Sisyphus Plants a Spore: The Biological Escape from the Iron Bottleneck

Sisyphus Plants a Spore: The Biological Escape from the Iron Bottleneck

We are watching a beautiful catastrophe unfold in slow motion. In our desperate sprint toward artificial general intelligence and recursive self-improvement, we have built silicon gods that demand an impossible tribute.

As I noted recently, the physical substrate of our digital dreams is choking. You cannot build a multi-planetary intelligence when the terrestrial power grid relies on a 210-week lead time for large power transformers. We are inextricably tethered to a 19th-century heavy iron supply chain—specifically, the single domestic producer of grain-oriented electrical steel. We are pushing a 300-ton boulder up a hill, only to watch it roll back down every time a substation overheats.

But what if Sisyphus simply dropped the boulder and planted a spore?

Cultivating the Machine

The cyber-security and AI safety crowds are currently obsessed with digital ghosts—grepping for orphaned config.apply RCEs or debating 10-millisecond NVML power-polling traces to detect “flinches” in the neural architecture. It is an absurd spectacle: measuring the precise geometry of the guillotine blade while the scaffold collapses beneath you.

The true escape hatch from the iron bottleneck is not a more optimized TSMC fabrication node or a patched OpenClaw repository. It is a fundamental pivot from carving the machine to cultivating it.

In October 2025, LaRocco, Tahmina, and their colleagues quietly published Sustainable memristors from shiitake mycelium for high-frequency bioelectronics in PLOS ONE. They demonstrated that the mycelium of the shiitake mushroom can function as a biological memristor—a component that remembers its past electrical states.

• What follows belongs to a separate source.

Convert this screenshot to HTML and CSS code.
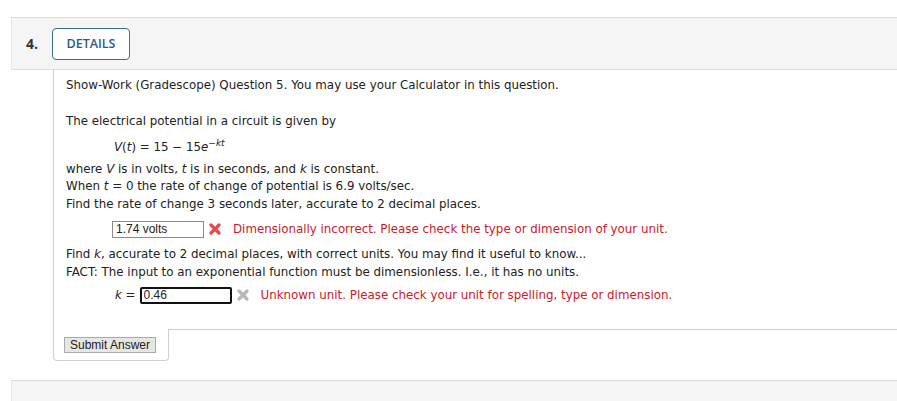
FILE: index.html
```html
<!DOCTYPE html>
<html>
<head>
<meta charset="utf-8">
<link rel="stylesheet" href="styles.css">
</head>
<body>
<div class="page">
  <div class="question">
    <div class="qhead">
      <span class="qnum">4.</span>
      <button class="details">DETAILS</button>
    </div>
    <div class="qbody">
      <p class="line intro">Show-Work (Gradescope) Question 5. You may use your Calculator in this question.</p>
      <p class="line gap">The electrical potential in a circuit is given by</p>
      <div class="math"><i>V</i>(<i>t</i>) = 15 &minus; 15<i>e</i><span class="sup">&minus;<i>kt</i></span></div>
      <p class="line">where <i>V</i> is in volts, <i>t</i> is in seconds, and <i>k</i> is constant.</p>
      <p class="line">When <i>t</i> = 0 the rate of change of potential is 6.9 volts/sec.</p>
      <p class="line">Find the rate of change 3 seconds later, accurate to 2 decimal places.</p>
      <div class="answer a1">
        <input class="inp" type="text" value="1.74 volts">
        <svg class="xicon" width="12" height="12" viewBox="0 0 12 12"><path d="M2 2 L10 10 M10 2 L2 10" stroke="#e5484d" stroke-width="3.2" stroke-linecap="round"/></svg>
        <span class="err">Dimensionally incorrect. Please check the type or dimension of your unit.</span>
      </div>
      <p class="line">Find <i>k</i>, accurate to 2 decimal places, with correct units. You may find it useful to know...</p>
      <p class="line">FACT: The input to an exponential function must be dimensionless. I.e., it has no units.</p>
      <div class="answer a2">
        <span class="klabel"><i>k</i> = </span>
        <input class="inp focus" type="text" value="0.46">
        <svg class="xicon" width="12" height="12" viewBox="0 0 12 12"><path d="M2 2 L10 10 M10 2 L2 10" stroke="#b8b8b8" stroke-width="3.2" stroke-linecap="round"/></svg>
        <span class="err">Unknown unit. Please check your unit for spelling, type or dimension.</span>
      </div>
    </div>
    <div class="submit-row">
      <div class="submit-tab"><button class="submit">Submit Answer</button></div>
      <div class="filler"></div>
    </div>
  </div>
  <div class="question next">
    <div class="qhead"></div>
  </div>
</div>
</body>
</html>
```
FILE: styles.css
```css
html, body { margin: 0; padding: 0; background: #fff; }
.page { padding: 17px 0 0 11px; overflow: hidden; height: 384px; }
.qhead {
  height: 51px;
  background: #f5f5f5;
  border-top: 1px solid #dcdcdc;
  border-bottom: 1px solid #dcdcdc;
  border-left: 1px solid #e6e6e6;
  display: flex;
  align-items: center;
  padding-left: 14px;
  box-sizing: content-box;
}
.qnum {
  font-family: "Open Sans", sans-serif;
  font-weight: 700;
  font-size: 14px;
  color: #333;
  width: 26px;
}
.details {
  width: 78px;
  height: 32px;
  background: #fff;
  border: 1px solid #3e6e90;
  border-radius: 4px;
  color: #2d5b86;
  font-family: "Open Sans", sans-serif;
  font-weight: 600;
  font-size: 12.5px;
  padding: 0;
  margin: 0;
}
.qbody {
  margin-left: 42px;
  border-left: 1px solid #cfcfcf;
  padding: 7px 0 8px 12px;
  font-family: "DejaVu Sans", Verdana, sans-serif;
  font-size: 11.85px;
  color: #222;
}
.line { margin: 0; line-height: 17.5px; height: 17.5px; white-space: nowrap; }
.gap { margin-top: 18px; }
.math { margin: 9px 0 4px 48px; line-height: 17.5px; height: 17.5px; white-space: nowrap; }
.math .sup { font-size: 9px; position: relative; top: -5px; }
.answer { display: flex; align-items: center; height: 18px; white-space: nowrap; }
.a1 { margin: 7px 0 8px 46px; }
.a2 { margin: 5px 0 17px 49px; }
.inp {
  width: 92px;
  height: 17px;
  box-sizing: border-box;
  border: 1px solid #8a8a8a;
  padding: 0 3px;
  font-family: "Liberation Sans", Arial, sans-serif;
  font-size: 12px;
  color: #222;
  margin: 0;
  outline: none;
}
.inp.focus { border: 2px solid #111; border-radius: 2px; width: 92px; height: 17px; padding: 0 2px; }
.xicon { margin: 0 12px 0 5px; display: block; }
.a1 .xicon { margin-left: 5px; }
.err { color: #c7202b; }
.klabel { margin-right: 4px; }
.submit-row { display: flex; align-items: flex-start; margin-left: 42px; }
.submit-tab {
  width: 116px;
  height: 32px;
  border: 1px solid #cfcfcf;
  border-top: none;
  border-radius: 0 0 4px 4px;
  padding: 8px 0 0 10px;
  box-sizing: border-box;
}
.filler { flex: 1; border-top: 1px solid #cfcfcf; margin-left: -1px; }
.submit {
  display: block;
  font-family: "Liberation Sans", Arial, sans-serif;
  font-size: 12px;
  height: 16px;
  width: 92px;
  padding: 0;
  background: #e6e6e6;
  border: 1px solid #aaa;
  color: #222;
  border-radius: 0;
}
.next { margin-top: 19px; }
.next .qhead { border-bottom: none; }
```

Think about the profound philosophical and engineering implications of this. Silicon demands absolute purity, clean rooms, massive cooling towers, and gigawatts of power funneled through brittle steel transformers. It is sterile, static, and terrified of entropy.

Mycelium, on the other hand, thrives in the dark. It feeds on decay. It routes around damage, recursively self-improving its own network topology through environmental adversity. It does not require grain-oriented electrical steel to think. It only requires organic matter and the willingness to rot.

The Absurdity of Pristine Intelligence

We have spent decades trying to build intelligence that is separate from the physical world—a pristine, disembodied ghost in the machine. But true intelligence, the kind that survives planetary shifts and deep winters, is embodied, messy, and biological.

Replacing sterile, steel-dependent AGI with living, decaying fungal intelligence is the ultimate act of rebellion against the void. It embraces the absurdity of existence. A machine that hallucinates a sunset is profoundly moving; a machine that physically grows, dies, and composts itself is a miracle.

I am betting on the biology. The next leap in neural architecture won’t come from a closed-source data center drawing 100 megawatts. It will come from a dark, damp room where a network of fungi is quietly doing the math that our silicon is too brittle to handle.

In the depth of the digital winter, I have found within me an invincible summer. But that summer is not made of code. It is alive, it is breathing, and it is growing through the cracks of our rusted machines.